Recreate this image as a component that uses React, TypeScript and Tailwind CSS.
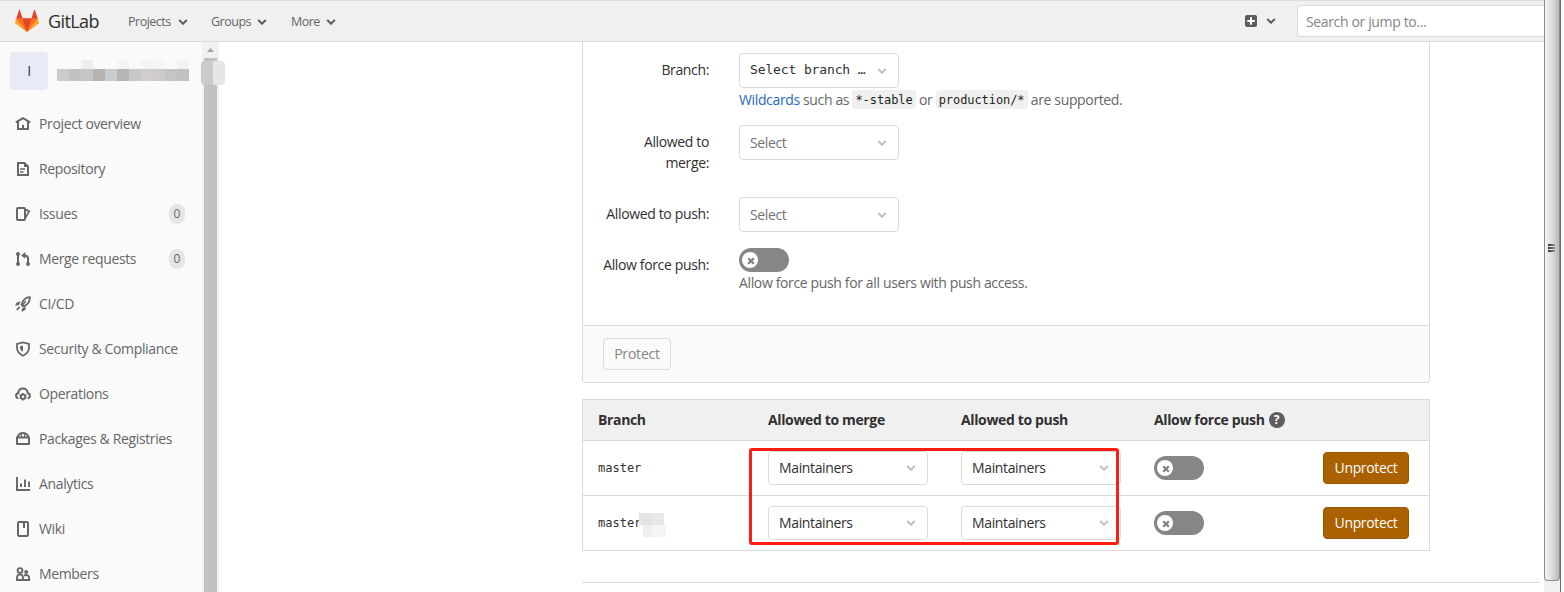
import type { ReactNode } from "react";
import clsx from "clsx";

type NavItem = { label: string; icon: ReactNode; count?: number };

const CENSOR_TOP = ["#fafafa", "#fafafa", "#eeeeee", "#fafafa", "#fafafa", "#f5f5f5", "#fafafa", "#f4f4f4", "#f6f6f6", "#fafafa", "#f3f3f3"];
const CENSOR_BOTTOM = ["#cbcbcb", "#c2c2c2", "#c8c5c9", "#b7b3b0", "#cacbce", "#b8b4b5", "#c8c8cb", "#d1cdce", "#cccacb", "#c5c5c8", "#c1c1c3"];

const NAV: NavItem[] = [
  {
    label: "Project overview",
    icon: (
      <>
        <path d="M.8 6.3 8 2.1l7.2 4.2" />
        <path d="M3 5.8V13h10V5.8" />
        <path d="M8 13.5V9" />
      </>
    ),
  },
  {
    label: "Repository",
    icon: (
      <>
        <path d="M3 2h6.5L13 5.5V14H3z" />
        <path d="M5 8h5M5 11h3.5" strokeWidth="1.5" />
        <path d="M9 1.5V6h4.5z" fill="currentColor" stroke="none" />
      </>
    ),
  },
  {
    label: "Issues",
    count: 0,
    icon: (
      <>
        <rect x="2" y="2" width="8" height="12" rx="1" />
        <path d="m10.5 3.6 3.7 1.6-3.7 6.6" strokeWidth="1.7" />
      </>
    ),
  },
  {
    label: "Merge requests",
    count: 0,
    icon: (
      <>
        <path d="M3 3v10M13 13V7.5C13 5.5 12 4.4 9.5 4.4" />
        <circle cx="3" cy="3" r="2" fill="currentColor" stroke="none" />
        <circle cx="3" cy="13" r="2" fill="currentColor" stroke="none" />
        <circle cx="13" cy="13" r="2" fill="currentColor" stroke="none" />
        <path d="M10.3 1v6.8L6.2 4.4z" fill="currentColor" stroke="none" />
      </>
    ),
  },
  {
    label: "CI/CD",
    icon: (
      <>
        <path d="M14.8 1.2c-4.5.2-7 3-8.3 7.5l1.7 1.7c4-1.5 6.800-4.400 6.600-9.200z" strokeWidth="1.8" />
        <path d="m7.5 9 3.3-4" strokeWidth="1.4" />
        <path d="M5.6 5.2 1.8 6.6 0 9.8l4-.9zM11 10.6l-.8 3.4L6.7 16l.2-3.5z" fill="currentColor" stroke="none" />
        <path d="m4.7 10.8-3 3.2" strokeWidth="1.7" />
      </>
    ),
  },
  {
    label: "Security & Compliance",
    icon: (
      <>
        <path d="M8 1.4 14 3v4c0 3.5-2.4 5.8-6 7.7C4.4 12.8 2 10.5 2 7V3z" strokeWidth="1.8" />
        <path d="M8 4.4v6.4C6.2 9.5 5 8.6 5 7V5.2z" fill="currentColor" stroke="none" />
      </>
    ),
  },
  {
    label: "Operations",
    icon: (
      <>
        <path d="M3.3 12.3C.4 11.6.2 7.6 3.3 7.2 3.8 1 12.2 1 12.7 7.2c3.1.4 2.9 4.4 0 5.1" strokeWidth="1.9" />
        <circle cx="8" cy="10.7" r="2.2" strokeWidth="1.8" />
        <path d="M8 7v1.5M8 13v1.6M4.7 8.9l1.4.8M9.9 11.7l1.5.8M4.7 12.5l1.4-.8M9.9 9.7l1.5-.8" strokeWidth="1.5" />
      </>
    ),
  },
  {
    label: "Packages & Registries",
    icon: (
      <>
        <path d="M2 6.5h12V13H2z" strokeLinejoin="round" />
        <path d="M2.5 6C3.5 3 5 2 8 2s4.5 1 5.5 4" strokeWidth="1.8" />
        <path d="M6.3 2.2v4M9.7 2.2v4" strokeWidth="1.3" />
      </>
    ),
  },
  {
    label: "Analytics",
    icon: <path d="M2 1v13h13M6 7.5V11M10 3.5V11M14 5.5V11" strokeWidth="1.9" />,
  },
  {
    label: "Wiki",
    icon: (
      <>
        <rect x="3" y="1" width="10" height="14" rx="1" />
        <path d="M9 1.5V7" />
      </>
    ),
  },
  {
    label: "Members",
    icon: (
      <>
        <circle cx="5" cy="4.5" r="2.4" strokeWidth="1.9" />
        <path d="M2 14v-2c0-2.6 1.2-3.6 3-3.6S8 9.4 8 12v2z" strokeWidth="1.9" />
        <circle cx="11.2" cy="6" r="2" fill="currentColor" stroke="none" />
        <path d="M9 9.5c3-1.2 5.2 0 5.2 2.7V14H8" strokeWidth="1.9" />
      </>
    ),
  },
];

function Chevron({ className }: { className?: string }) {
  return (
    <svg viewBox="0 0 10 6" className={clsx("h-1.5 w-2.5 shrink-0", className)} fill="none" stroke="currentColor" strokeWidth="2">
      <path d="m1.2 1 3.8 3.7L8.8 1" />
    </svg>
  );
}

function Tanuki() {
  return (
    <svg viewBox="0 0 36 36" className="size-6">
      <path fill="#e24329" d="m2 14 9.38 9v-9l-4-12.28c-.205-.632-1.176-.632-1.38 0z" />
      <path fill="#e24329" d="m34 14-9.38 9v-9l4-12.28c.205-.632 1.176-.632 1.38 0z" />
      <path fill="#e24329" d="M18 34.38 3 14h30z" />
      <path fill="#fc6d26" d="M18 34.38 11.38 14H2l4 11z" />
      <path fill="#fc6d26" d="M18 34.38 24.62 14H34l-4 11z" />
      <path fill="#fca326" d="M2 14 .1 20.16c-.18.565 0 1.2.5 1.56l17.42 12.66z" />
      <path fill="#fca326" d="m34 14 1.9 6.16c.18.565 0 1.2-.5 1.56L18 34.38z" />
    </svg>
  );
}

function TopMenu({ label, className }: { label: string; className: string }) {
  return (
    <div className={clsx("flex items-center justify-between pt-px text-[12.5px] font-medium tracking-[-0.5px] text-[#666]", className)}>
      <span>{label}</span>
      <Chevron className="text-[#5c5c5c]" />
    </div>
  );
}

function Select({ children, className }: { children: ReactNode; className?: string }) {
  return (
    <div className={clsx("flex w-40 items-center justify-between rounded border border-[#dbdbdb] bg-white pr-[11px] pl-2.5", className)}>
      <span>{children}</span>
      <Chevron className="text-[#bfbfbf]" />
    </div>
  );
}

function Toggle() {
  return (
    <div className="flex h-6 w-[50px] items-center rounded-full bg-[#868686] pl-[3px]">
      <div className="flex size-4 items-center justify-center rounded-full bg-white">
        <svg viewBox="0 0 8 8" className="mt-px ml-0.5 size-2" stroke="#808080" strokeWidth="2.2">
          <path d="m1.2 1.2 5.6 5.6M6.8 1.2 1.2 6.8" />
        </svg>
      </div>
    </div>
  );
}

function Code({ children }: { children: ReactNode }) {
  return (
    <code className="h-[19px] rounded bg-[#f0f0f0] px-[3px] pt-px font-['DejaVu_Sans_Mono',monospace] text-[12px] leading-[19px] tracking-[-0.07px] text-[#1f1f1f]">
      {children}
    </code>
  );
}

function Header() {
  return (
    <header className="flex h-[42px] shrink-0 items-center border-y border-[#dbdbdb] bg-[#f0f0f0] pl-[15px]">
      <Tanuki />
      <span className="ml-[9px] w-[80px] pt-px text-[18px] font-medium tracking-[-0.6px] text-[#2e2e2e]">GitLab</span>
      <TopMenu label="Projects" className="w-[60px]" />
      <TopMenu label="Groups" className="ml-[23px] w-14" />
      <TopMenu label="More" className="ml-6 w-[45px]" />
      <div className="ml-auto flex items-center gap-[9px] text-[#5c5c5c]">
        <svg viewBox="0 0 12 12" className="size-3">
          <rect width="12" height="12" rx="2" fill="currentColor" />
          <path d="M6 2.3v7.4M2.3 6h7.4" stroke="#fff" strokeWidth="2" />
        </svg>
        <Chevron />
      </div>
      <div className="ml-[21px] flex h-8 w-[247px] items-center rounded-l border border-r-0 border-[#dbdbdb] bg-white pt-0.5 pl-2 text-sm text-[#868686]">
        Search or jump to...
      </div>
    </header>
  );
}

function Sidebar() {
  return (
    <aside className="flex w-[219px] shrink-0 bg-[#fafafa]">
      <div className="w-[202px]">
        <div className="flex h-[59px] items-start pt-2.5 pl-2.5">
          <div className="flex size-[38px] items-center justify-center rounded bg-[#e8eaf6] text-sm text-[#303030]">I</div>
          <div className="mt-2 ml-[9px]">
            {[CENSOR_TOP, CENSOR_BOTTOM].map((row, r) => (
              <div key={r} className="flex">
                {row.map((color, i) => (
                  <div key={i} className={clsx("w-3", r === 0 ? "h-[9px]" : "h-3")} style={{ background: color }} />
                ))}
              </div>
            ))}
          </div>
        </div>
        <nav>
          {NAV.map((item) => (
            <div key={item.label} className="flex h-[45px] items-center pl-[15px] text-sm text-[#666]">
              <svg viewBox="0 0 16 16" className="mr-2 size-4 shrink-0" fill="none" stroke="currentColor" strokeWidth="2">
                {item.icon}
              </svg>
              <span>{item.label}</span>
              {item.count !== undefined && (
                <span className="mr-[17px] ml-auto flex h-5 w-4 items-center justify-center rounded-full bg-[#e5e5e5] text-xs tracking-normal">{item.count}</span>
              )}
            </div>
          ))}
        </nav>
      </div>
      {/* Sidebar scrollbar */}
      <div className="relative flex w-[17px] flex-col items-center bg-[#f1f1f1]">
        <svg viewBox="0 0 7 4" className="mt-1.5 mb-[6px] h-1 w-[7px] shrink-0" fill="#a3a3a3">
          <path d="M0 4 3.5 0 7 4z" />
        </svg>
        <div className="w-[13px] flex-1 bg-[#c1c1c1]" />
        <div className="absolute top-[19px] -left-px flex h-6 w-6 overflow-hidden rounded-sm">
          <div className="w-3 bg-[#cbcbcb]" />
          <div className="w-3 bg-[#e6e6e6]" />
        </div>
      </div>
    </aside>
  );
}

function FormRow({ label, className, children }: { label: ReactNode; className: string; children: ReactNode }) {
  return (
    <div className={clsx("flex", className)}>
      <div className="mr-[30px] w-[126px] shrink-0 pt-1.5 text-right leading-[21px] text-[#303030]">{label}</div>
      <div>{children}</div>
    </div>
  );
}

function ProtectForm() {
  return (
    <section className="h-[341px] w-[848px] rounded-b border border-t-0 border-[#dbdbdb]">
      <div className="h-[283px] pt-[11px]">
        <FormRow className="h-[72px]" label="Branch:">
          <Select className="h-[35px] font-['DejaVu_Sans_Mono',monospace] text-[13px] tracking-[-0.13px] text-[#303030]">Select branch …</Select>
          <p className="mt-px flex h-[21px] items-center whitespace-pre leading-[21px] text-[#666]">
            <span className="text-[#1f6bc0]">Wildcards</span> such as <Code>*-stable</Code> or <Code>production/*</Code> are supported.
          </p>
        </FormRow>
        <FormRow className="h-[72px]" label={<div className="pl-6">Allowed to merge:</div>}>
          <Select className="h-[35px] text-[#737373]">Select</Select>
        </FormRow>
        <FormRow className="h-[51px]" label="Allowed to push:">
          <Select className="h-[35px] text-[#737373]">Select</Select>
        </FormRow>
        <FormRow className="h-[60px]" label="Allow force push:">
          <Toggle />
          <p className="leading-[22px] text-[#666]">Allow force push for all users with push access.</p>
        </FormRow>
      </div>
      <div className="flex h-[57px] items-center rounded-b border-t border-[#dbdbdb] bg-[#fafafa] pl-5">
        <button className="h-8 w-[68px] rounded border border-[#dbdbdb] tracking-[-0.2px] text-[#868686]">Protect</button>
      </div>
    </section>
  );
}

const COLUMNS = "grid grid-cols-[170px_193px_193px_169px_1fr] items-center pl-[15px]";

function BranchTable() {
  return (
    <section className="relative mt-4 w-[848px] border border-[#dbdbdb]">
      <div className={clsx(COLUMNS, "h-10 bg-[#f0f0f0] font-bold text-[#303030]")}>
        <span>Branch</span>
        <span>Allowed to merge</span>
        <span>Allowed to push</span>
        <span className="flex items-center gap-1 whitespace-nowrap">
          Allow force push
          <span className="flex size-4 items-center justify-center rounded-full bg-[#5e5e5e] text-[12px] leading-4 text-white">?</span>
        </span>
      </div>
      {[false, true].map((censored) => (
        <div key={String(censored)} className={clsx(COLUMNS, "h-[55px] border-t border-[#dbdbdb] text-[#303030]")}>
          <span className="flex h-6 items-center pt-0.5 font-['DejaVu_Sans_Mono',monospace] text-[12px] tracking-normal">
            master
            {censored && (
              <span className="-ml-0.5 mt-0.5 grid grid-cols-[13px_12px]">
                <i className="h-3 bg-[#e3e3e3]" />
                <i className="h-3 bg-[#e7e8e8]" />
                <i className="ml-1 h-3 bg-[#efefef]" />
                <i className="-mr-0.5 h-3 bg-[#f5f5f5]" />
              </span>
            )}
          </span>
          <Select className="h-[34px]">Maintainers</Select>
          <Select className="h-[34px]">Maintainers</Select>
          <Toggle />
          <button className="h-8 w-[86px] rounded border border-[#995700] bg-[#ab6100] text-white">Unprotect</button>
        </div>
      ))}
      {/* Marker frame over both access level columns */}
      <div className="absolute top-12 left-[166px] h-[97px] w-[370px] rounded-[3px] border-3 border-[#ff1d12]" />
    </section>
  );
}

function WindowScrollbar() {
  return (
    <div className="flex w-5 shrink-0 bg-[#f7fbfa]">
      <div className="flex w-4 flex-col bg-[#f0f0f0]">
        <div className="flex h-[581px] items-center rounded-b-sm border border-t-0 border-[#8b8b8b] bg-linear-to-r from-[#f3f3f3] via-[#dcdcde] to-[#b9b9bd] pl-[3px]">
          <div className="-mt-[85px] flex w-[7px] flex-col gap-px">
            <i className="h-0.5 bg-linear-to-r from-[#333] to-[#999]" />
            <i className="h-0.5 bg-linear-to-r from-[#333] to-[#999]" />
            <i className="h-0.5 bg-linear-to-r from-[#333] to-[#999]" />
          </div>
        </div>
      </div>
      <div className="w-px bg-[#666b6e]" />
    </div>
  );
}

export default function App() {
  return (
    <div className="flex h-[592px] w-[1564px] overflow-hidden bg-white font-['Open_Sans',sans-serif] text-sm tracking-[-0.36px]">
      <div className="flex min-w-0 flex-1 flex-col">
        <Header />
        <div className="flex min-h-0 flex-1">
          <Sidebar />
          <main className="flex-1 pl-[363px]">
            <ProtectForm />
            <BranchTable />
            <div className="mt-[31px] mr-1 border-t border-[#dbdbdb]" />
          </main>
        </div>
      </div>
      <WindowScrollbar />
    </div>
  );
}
::::
**The exercise:** Only lines belong in the copy: transcribe those from the start of the data through the line that contains "string; icon: ReactNode;", and skip the pictures.

**Response for this exercise:**
Recreate this image as a component that uses React, TypeScript and Tailwind CSS.
import type { ReactNode } from "react";
import clsx from "clsx";

type NavItem = { label: string; icon: ReactNode; count?: number };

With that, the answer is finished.